-------- GIVEN ENTRIES

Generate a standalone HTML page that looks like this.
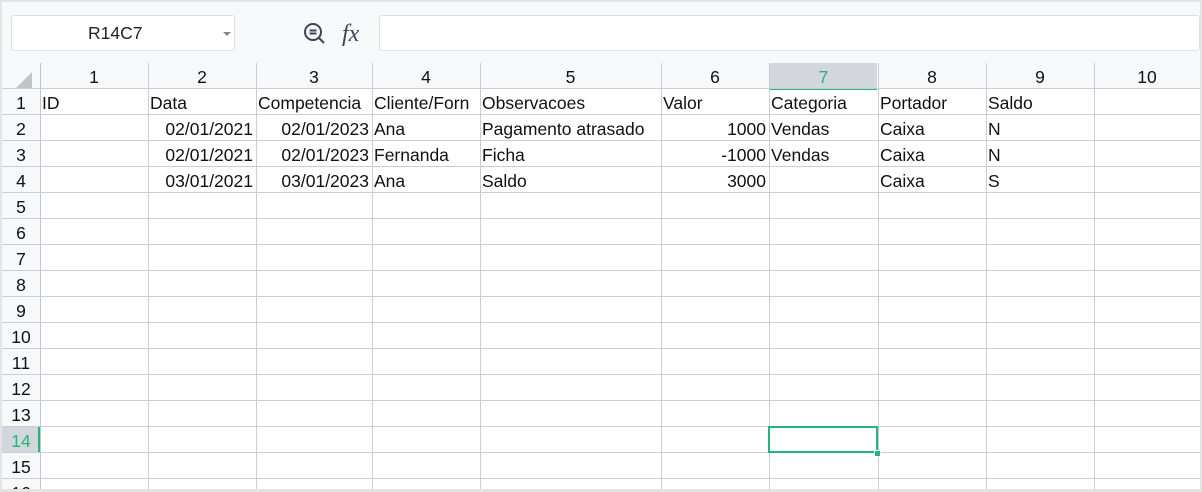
<!DOCTYPE html><html><head><style>
html,body{margin:0;width:1202px;height:492px;overflow:hidden}
body{background:#e3e3e3;font-family:"Liberation Sans",sans-serif;position:relative}
#w{position:absolute;left:2px;top:2px;width:1198px;height:487px;background:#f7f8fa;overflow:hidden}
.a{position:absolute}
.t{position:absolute;font-size:17.5px;color:#111;line-height:26px;white-space:nowrap}
</style></head><body><div id="w">
<div class="a" style="left:9px;top:13px;width:222px;height:34px;background:#fff;border:1px solid #dcdfe4;border-radius:3px"></div>
<div class="t" style="left:86px;top:18px;color:#222">R14C7</div>
<div class="a" style="left:221px;top:30px;border-left:4px solid transparent;border-right:4px solid transparent;border-top:4px solid #888"></div>
<svg class="a" style="left:298px;top:19px" width="30" height="26" viewBox="0 0 30 26"><circle cx="13" cy="11" r="8" fill="none" stroke="#3b4556" stroke-width="2"/><path d="M9.5 9.5h7M9.5 12.5h7M19 17l5 5" stroke="#3b4556" stroke-width="2" fill="none"/></svg>
<div class="t" style="left:340px;top:19px;font-family:'Liberation Serif',serif;font-style:italic;font-size:24px;color:#3b4556">fx</div>
<div class="a" style="left:377px;top:13px;width:819px;height:34px;background:#fff;border:1px solid #dcdfe4;border-radius:3px"></div>
<div class="a" style="left:38px;top:87px;width:1160px;height:400px;background:#fff"></div>
<div class="a" style="left:767px;top:61px;width:108px;height:25px;background:#d3d6dc;border-bottom:2px solid #21b77a"></div>
<div class="a" style="left:0;top:425px;width:38px;height:26px;background:#d3d6dc;border-right:2px solid #21b77a;box-sizing:border-box"></div>
<div class="a" style="left:14px;top:70px;width:0;height:0;border-left:16px solid transparent;border-bottom:16px solid #c0c3c8"></div>
<div id="g"></div>
<div class="a" style="left:766px;top:424px;width:110px;height:27px;border:2px solid #21b77a;box-sizing:border-box"></div>
<div class="a" style="left:872px;top:448px;width:5px;height:5px;background:#21b77a;border:1px solid #fff"></div>
</div>
<script>
var g=document.getElementById('g'),h='';
var cx=[38,146,254,370,478,659,767,876,984,1092,1198];
for(var i=0;i<cx.length;i++){h+='<div class="a" style="left:'+cx[i]+'px;top:61px;width:1px;height:426px;background:'+(i==0?'#bfc5d2':'#c8cdd8')+'"></div>';
if(i<10)h+='<div class="t" style="left:'+cx[i]+'px;top:62px;width:'+(cx[i+1]-cx[i])+'px;text-align:center;color:'+(i==6?'#21b77a':'#111')+'">'+(i+1)+'</div>';}
for(var r=0;r<16;r++){var y=86+r*26;h+='<div class="a" style="left:0;top:'+y+'px;width:1198px;height:1px;background:#c8cdd8"></div>';
h+='<div class="t" style="left:0;top:'+(y+2)+'px;width:38px;text-align:center;color:'+(r==13?'#21b77a':'#111')+'">'+(r+1)+'</div>';}
var d=[["ID","Data","Competencia","Cliente/Forn","Observacoes","Valor","Categoria","Portador","Saldo"],
["","02/01/2021","02/01/2023","Ana","Pagamento atrasado","1000","Vendas","Caixa","N"],
["","02/01/2021","02/01/2023","Fernanda","Ficha","-1000","Vendas","Caixa","N"],
["","03/01/2021","03/01/2023","Ana","Saldo","3000","","Caixa","S"]];
for(var r=0;r<4;r++)for(var c=0;c<9;c++){var v=d[r][c];if(!v)continue;var right=r>0&&(c==1||c==2||c==5);
h+='<div class="t" style="left:'+(cx[c]+2)+'px;top:'+(88+r*26)+'px;width:'+(cx[c+1]-cx[c]-5)+'px;overflow:hidden;text-align:'+(right?'right':'left')+'">'+v+'</div>';}
g.innerHTML=h;
</script></body></html>
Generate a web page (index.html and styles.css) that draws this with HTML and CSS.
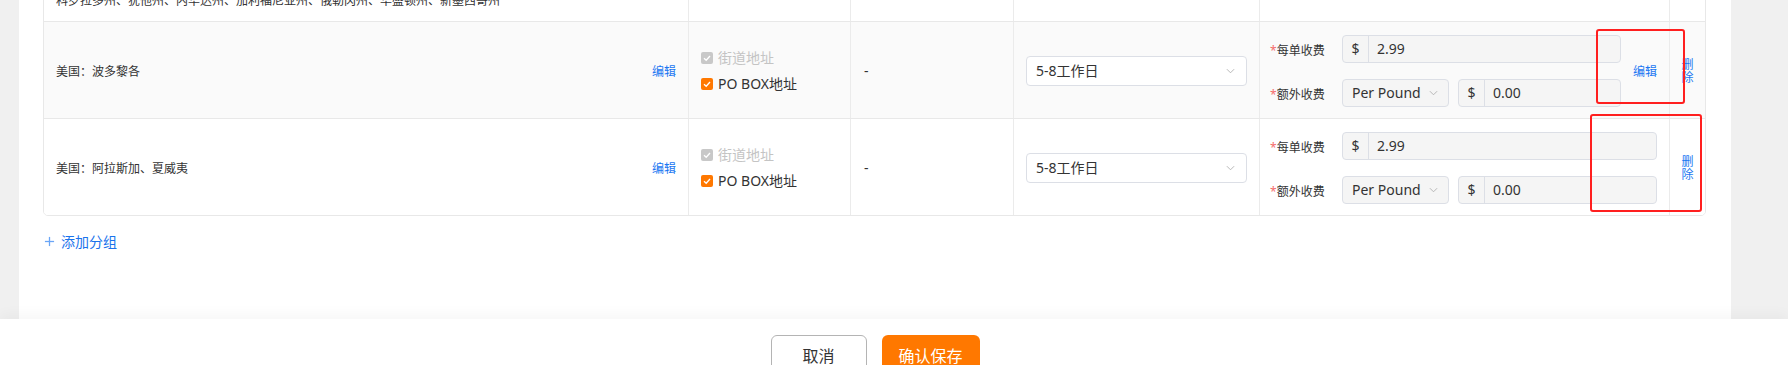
FILE: index.html
```html
<!DOCTYPE html>
<html lang="zh-CN">
<head>
    <meta charset="UTF-8">
    <meta name="viewport" content="width=device-width, initial-scale=1.0">
    <title>运费模板 - 分组</title>
    <link rel="stylesheet" href="styles.css">
</head>
<body>
    <div class="panel">
        <div class="zone-table">
            <!-- previous group, scrolled mostly out of view -->
            <div class="zone-row zone-row-top">
                <div class="cell cell-region"><span class="region-name">科罗拉多州、犹他州、内华达州、加利福尼亚州、俄勒冈州、华盛顿州、新墨西哥州</span></div>
                <div class="cell"></div>
                <div class="cell"></div>
                <div class="cell"></div>
                <div class="cell"></div>
                <div class="cell"></div>
            </div>

            <div class="zone-row is-hover">
                <div class="cell cell-region">
                    <span class="region-name">美国：波多黎各</span>
                    <a class="link">编辑</a>
                </div>
                <div class="cell cell-address">
                    <label class="check is-disabled">
                        <span class="check-box"><svg viewBox="0 0 12 12"><polyline points="3,6.2 5.2,8.3 9,4" /></svg></span>街道地址
                    </label>
                    <label class="check">
                        <span class="check-box"><svg viewBox="0 0 12 12"><polyline points="3,6.2 5.2,8.3 9,4" /></svg></span>PO BOX地址
                    </label>
                </div>
                <div class="cell cell-dash">-</div>
                <div class="cell cell-time">
                    <div class="select select-wide">
                        <span>5-8工作日</span>
                        <svg class="arrow" viewBox="0 0 10 6"><polyline points="1,1 5,5 9,1" /></svg>
                    </div>
                </div>
                <div class="cell cell-fee">
                    <div class="fee-form">
                        <div class="fee-line">
                            <span class="fee-label"><i>*</i>每单收费</span>
                            <div class="input-group"><span class="addon">$</span><span class="input-value">2.99</span></div>
                        </div>
                        <div class="fee-line">
                            <span class="fee-label"><i>*</i>额外收费</span>
                            <div class="select select-unit">
                                <span>Per Pound</span>
                                <svg class="arrow" viewBox="0 0 10 6"><polyline points="1,1 5,5 9,1" /></svg>
                            </div>
                            <div class="input-group"><span class="addon">$</span><span class="input-value">0.00</span></div>
                        </div>
                    </div>
                    <a class="link fee-edit">编辑</a>
                </div>
                <div class="cell cell-action"><a class="link link-vertical">删除</a></div>
            </div>

            <div class="zone-row">
                <div class="cell cell-region">
                    <span class="region-name">美国：阿拉斯加、夏威夷</span>
                    <a class="link">编辑</a>
                </div>
                <div class="cell cell-address">
                    <label class="check is-disabled">
                        <span class="check-box"><svg viewBox="0 0 12 12"><polyline points="3,6.2 5.2,8.3 9,4" /></svg></span>街道地址
                    </label>
                    <label class="check">
                        <span class="check-box"><svg viewBox="0 0 12 12"><polyline points="3,6.2 5.2,8.3 9,4" /></svg></span>PO BOX地址
                    </label>
                </div>
                <div class="cell cell-dash">-</div>
                <div class="cell cell-time">
                    <div class="select select-wide">
                        <span>5-8工作日</span>
                        <svg class="arrow" viewBox="0 0 10 6"><polyline points="1,1 5,5 9,1" /></svg>
                    </div>
                </div>
                <div class="cell cell-fee">
                    <div class="fee-form">
                        <div class="fee-line">
                            <span class="fee-label"><i>*</i>每单收费</span>
                            <div class="input-group"><span class="addon">$</span><span class="input-value">2.99</span></div>
                        </div>
                        <div class="fee-line">
                            <span class="fee-label"><i>*</i>额外收费</span>
                            <div class="select select-unit">
                                <span>Per Pound</span>
                                <svg class="arrow" viewBox="0 0 10 6"><polyline points="1,1 5,5 9,1" /></svg>
                            </div>
                            <div class="input-group"><span class="addon">$</span><span class="input-value">0.00</span></div>
                        </div>
                    </div>
                </div>
                <div class="cell cell-action"><a class="link link-vertical">删除</a></div>
            </div>
        </div>

        <a class="add-group">
            <svg class="plus" viewBox="0 0 12 12"><line x1="6" y1="1" x2="6" y2="11" /><line x1="1" y1="6" x2="11" y2="6" /></svg>
            添加分组
        </a>

        <!-- review annotations drawn over the table -->
        <div class="mark mark-edit"></div>
        <div class="mark mark-delete"></div>
    </div>

    <div class="footer">
        <div class="footer-inner">
            <button class="btn btn-default">取消</button>
            <button class="btn btn-primary">确认保存</button>
        </div>
    </div>
</body>
</html>
```

FILE: styles.css
```css
/* --- General --- */
body {
    margin: 0;
    background-color: #f0f0f0;
    font-family: 'Noto Sans', 'Noto Sans CJK SC', sans-serif;
    color: #333;
    font-size: 12px;
    overflow: hidden;
}

.panel {
    position: relative;
    margin: -10px 57px 0 19px;
    padding: 0 25px 68px 24px;
    background-color: #fff;
}

/* --- Zone table --- */
.zone-table {
    border: 1px solid #e8e8e8;
    border-radius: 0 0 5px 5px;
    overflow: hidden;
}

.zone-row {
    display: grid;
    grid-template-columns: 645px 162px 163px 246px 410px 1fr;
    min-height: 96px;
    border-bottom: 1px solid #e8e8e8;
    background-color: #fff;
}

.zone-row:last-child {
    border-bottom: none;
}

.zone-row.is-hover {
    background-color: #fafafa;
}

.zone-row-top {
    min-height: 30px;
}

.cell {
    display: flex;
    align-items: center;
    box-sizing: border-box;
    padding: 2px 12px 0;
    border-right: 1px solid #ebebeb;
    line-height: 18px;
}

.cell:last-child {
    border-right: none;
}

.zone-row-top .cell {
    align-items: flex-end;
    padding-top: 0;
    padding-bottom: 11px;
}

.cell-region {
    justify-content: space-between;
}

.cell-region .region-name,
.cell-region .link {
    padding-top: 2px;
}

.zone-row-top .cell-region .region-name {
    padding-top: 0;
}

.region-name {
    color: #333;
}

.link {
    color: #1a77f2;
    cursor: pointer;
}

/* --- Address checkboxes --- */
.cell-address {
    flex-direction: column;
    align-items: flex-start;
    justify-content: center;
    gap: 6px;
}

.check {
    display: flex;
    align-items: center;
    gap: 5px;
    height: 20px;
    font-size: 14px;
    color: #333;
}

.check-box {
    width: 12px;
    height: 12px;
    border-radius: 2px;
    background-color: #ff7800;
    display: flex;
}

.check-box svg {
    width: 12px;
    height: 12px;
    fill: none;
    stroke: #fff;
    stroke-width: 1.3;
}

.check.is-disabled {
    color: #c4c4c4;
}

.check.is-disabled .check-box {
    background-color: #c8c8c8;
}

.cell-dash {
    font-size: 14px;
    padding-left: 13px;
}

/* --- Selects and inputs --- */
.select {
    display: flex;
    align-items: center;
    justify-content: space-between;
    box-sizing: border-box;
    border: 1px solid #dcdfe6;
    border-radius: 4px;
    font-size: 14px;
    color: #333;
}

.arrow {
    width: 9px;
    height: 6px;
    fill: none;
    stroke: #b0b0b0;
    stroke-width: 1;
}

.select-wide {
    width: 100%;
    height: 30px;
    padding: 0 11px 0 9px;
    background-color: #fff;
}

.select-unit {
    width: 107px;
    height: 28px;
    padding: 0 10px 0 9px;
    background-color: #f5f5f5;
    flex-shrink: 0;
}

.cell-fee {
    padding-left: 10px;
}

.fee-form {
    flex: 1;
    display: flex;
    flex-direction: column;
    gap: 16px;
}

.fee-line {
    display: flex;
    align-items: center;
    gap: 9px;
}

.fee-label {
    width: 72px;
    margin-right: -9px;
    padding-top: 3px;
    flex-shrink: 0;
    color: #333;
}

.fee-label i {
    font-style: normal;
    color: #f56c6c;
}

.input-group {
    flex: 1;
    display: flex;
    height: 28px;
    box-sizing: border-box;
    border: 1px solid #dcdfe6;
    border-radius: 4px;
    background-color: #f5f5f5;
    font-size: 14px;
    line-height: 26px;
}

.addon {
    width: 25px;
    text-align: center;
    border-right: 1px solid #dcdfe6;
}

.input-value {
    padding-left: 8px;
}

.fee-edit {
    margin-left: 12px;
    padding-top: 2px;
}

/* --- Delete column --- */
.cell-action {
    justify-content: center;
    padding: 2px 0 0;
}

.link-vertical {
    width: 12px;
    line-height: 13px;
    text-align: center;
}

/* --- Add group --- */
.add-group {
    display: flex;
    align-items: center;
    gap: 6px;
    margin-top: 15px;
    height: 20px;
    width: max-content;
    padding-left: 1px;
    font-size: 14px;
    color: #1a73ec;
    cursor: pointer;
}

.plus {
    width: 11px;
    height: 11px;
    stroke: #6aa6f6;
    stroke-width: 1.4;
}

/* --- Annotation marks --- */
.mark {
    position: absolute;
    box-sizing: border-box;
    border: 2px solid #ff1f1f;
    border-radius: 3px;
}

.mark-edit {
    left: 1577px;
    top: 39px;
    width: 89px;
    height: 75px;
}

.mark-delete {
    left: 1571px;
    top: 124px;
    width: 112px;
    height: 98px;
}

/* --- Footer --- */
.footer {
    position: relative;
    z-index: 1;
    height: 60px;
    background-color: #fff;
    box-shadow: 0 -5px 12px rgba(0, 0, 0, 0.035);
}

.footer-inner {
    display: flex;
    justify-content: center;
    gap: 15px;
    margin: 0 57px 0 19px;
    padding-top: 16px;
}

.btn {
    height: 40px;
    border-radius: 6px;
    font-family: 'Noto Sans CJK SC', sans-serif;
    font-size: 16px;
    cursor: pointer;
}

.btn-default {
    width: 96px;
    border: 1px solid #b4b4b4;
    background-color: #fff;
    color: #333;
}

.btn-primary {
    width: 98px;
    border: none;
    background-color: #ff7800;
    color: #fff;
}
```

----------------

- [TO BE DONE]
In the entries above, locate every line with the word "that" and copy it.

- [RESPONSE TO THIS EXERCISE]
Generate a standalone HTML page that looks like this.
Generate a web page (index.html and styles.css) that draws this with HTML and CSS.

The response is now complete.